Sadly, this is not a blog about meeting The One. I’ve only been on there a few weeks thanks to my friend Lindsey, but I have been very pleasantly surprised at the quality of people on there. Things have really changed since online dating began. I’ve come across profiles of several friends, so it’s nice to know I’m not a wierdo anymore.
And that’s where the life changing begins. The site allows you to create tests that are displayed on your profile. One of the most popular ones is the Enneagram test. I feel as though it takes the Meyers-Briggs personality test and takes it to a whole new level. It literally is just 2 questions, but it has revealed to me so much about my personality that I have been struggling with. For more on these nine different personality types, go to http://www.enneagramspectrum.com/.
For a moment, it feels almost like astrology – that when you read all of the personality types and you can see how you could fit into all of them. That made me a little skeptical, but it was interesting that they call it a spectrum because, like the color spectrum, one of the nine traits is like a color hue that shines brightly out of all the rest. As I took the test and read more about my personality (I’m a 4, “The Original/Unique/Sensitive Person”), I actually felt tears welling up in my eyes.
Here are some of the key points that I’ve learned about myself and hope that it gives you a bigger understanding as to who I am. I also encourage you to take the test and let me know if the results were as powerful for you as they were for me.
1) I value originality and beauty. What I love about myself and other people is that they are each unique and possess qualities that only they themselves have. One great phrase I loved is that I make the ordinary extraordinary (sometimes to my detriment) and the extraordinary ordinary. Other adjectives used to describe me were classy, refined and precious, which has its good and bad traits. I think this is one reason why I have such a diverse group of friends.
2) My biggest fear is my fear of rejection or abandonment. It actually pointed out that this can be triggered in childhood after a divorce. I was totally floored. I recognized a long time ago that was my biggest fear, but it was amazing to have it clearly pointed out to me. I am extremely sensitive and keenly attuned to my own flaws. I know myself very well, and if someone sees these flaws, I am disappointed to such an extreme level that I hide away. I loved one of the terms, “an aristocrat in exile.” That is exactly how I feel a great deal of the time.
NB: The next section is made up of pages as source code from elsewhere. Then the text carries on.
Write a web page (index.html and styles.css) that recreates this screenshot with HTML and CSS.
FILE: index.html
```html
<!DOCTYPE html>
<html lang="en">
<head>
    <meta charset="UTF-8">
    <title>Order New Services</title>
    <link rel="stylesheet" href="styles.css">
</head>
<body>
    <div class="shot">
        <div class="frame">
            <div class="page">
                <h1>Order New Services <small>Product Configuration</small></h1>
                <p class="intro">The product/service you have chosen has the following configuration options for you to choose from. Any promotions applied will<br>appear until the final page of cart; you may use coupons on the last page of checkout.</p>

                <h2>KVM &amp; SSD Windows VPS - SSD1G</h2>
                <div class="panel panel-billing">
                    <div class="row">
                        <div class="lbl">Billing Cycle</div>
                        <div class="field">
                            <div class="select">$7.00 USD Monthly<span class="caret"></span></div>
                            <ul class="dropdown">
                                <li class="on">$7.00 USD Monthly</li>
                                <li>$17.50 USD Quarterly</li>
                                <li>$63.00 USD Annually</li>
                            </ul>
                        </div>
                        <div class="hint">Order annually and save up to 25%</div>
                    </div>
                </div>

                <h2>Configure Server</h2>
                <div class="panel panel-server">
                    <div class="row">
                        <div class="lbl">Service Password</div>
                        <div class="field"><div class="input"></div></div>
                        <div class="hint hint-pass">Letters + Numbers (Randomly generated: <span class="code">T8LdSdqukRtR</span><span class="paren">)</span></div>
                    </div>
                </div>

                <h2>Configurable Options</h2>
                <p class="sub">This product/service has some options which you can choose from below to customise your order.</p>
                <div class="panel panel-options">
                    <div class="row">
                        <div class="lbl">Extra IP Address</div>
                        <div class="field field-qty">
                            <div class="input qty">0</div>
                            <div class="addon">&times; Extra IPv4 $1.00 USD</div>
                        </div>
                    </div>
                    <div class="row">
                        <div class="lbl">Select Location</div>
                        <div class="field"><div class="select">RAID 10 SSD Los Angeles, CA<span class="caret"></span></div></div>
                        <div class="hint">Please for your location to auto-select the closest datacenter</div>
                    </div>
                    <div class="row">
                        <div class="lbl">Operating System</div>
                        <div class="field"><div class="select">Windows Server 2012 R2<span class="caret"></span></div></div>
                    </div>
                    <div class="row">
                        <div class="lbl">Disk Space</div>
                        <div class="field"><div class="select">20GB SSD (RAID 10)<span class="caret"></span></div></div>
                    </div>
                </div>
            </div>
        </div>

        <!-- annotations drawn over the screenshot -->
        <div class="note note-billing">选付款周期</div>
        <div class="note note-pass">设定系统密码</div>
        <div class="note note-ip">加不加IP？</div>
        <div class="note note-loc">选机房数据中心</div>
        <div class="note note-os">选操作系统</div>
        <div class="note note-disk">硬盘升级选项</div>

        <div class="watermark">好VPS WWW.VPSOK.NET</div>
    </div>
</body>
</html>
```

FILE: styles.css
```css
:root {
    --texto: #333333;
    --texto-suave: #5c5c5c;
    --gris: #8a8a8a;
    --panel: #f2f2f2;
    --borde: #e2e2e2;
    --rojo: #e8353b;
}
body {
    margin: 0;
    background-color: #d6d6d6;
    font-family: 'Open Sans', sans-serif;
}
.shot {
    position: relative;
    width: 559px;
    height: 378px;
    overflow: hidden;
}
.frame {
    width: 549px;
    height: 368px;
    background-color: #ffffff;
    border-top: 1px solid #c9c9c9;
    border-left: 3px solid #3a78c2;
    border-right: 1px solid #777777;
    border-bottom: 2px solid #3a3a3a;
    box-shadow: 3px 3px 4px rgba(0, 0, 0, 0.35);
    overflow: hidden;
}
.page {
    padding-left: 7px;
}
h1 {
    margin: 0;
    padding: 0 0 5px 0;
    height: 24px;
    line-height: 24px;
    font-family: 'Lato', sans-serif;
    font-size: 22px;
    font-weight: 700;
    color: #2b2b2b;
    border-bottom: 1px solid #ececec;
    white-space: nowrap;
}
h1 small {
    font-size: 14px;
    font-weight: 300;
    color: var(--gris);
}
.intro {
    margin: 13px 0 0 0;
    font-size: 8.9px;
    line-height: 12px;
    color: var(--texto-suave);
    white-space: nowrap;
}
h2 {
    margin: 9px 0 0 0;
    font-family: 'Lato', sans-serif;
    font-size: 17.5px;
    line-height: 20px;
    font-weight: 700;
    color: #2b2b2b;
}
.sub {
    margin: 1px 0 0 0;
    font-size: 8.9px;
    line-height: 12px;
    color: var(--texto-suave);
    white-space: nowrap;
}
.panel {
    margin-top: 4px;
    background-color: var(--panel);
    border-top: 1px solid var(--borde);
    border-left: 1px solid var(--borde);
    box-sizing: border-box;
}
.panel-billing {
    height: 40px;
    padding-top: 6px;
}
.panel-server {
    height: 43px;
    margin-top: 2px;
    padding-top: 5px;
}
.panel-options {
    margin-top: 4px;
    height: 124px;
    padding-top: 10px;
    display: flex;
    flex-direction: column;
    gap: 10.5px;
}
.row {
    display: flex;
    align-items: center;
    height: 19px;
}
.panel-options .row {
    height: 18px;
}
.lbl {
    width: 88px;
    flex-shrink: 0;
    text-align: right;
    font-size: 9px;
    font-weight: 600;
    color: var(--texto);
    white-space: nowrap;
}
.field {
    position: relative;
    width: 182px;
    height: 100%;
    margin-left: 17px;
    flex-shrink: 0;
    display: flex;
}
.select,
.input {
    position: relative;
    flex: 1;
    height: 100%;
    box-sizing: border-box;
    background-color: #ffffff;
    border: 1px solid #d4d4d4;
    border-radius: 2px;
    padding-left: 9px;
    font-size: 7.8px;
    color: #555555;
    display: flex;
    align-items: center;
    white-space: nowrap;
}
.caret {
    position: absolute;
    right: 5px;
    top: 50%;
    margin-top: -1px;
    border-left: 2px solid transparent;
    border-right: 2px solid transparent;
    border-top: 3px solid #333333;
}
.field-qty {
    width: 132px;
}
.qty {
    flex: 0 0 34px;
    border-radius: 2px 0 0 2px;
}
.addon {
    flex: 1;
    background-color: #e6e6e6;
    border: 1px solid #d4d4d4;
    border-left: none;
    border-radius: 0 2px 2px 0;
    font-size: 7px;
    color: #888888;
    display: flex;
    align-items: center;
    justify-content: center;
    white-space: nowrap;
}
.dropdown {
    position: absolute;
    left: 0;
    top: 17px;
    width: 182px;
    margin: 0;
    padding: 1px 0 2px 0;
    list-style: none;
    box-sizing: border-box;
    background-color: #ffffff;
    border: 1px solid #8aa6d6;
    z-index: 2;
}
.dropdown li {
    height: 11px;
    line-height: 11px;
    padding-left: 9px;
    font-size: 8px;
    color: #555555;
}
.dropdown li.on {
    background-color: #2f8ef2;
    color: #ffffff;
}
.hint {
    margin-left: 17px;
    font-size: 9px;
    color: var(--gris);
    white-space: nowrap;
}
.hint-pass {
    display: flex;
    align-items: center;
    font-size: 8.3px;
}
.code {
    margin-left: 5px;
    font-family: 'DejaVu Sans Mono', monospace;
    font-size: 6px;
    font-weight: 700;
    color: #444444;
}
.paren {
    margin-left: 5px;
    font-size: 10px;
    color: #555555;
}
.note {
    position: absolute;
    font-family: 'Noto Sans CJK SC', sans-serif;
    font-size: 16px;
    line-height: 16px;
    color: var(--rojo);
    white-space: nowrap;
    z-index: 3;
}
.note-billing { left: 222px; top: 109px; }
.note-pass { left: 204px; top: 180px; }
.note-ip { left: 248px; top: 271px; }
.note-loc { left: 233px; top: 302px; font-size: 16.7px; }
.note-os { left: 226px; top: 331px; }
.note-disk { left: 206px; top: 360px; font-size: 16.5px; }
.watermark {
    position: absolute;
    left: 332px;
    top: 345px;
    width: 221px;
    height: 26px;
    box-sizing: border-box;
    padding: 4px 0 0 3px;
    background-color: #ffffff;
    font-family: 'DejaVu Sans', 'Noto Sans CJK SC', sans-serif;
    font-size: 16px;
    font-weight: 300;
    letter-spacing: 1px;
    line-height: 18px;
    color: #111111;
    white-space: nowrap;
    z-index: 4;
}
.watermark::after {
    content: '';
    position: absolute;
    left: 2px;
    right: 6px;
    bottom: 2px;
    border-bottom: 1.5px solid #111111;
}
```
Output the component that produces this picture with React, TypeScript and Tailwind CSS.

3) To overcompensate for being rejected, I try to do everything I can to be special – the one trait that kept being mentioned is that I live to make an impression on others so that I am unforgettable. I also tend to leave situations before I even have a chance to be rejected (like quitting before I get fired from a job!). It said that I analyze every single fleck of possible rejection from a person. Every movement, every word, every slight I can perceive as being abandoned or overlooked. I avoid rejection at all costs.
4) Because I see myself as unique, I also am riddled with envy. I absolutely do not want to be like everybody else, but at the same time, I see my uniqueness as flaws. I covet what others seem to attain so easily. Because I’m so aware and sensitive about the feelings of pain and suffering, I feel as though everyone else reacts better than I do to situations. One idea I loved from the Spectrum site is that I am keenly aware of every single flaw I have, and yet I see every single perfection in others. I will never be good enough because I’m tragically flawed. Wow. I mean, this is spot on. I fall into a hole of depression and suffering, whereas others move on with their lives.
5) I crave extremes. Being static is simply unacceptable. I hate being bored and always crave for the next exciting moment (even if it’s a low moment). I think this explains my varied career history. Also, what shouted at me with the OkCupid test is that it actually said something I have told others almost verbatim: “Don’t say I’m being overly sensitive or that I’m overreacting.” I consider that a personal attack to my sensibilities.
I’m sorry it’s been so long since I’ve posted – as my 4-ness dictates, I have been on what I consider a deep, personal, struggle. Now it seems I need to focus on being ordinary and using my sensitivity to appreciate the good things in life.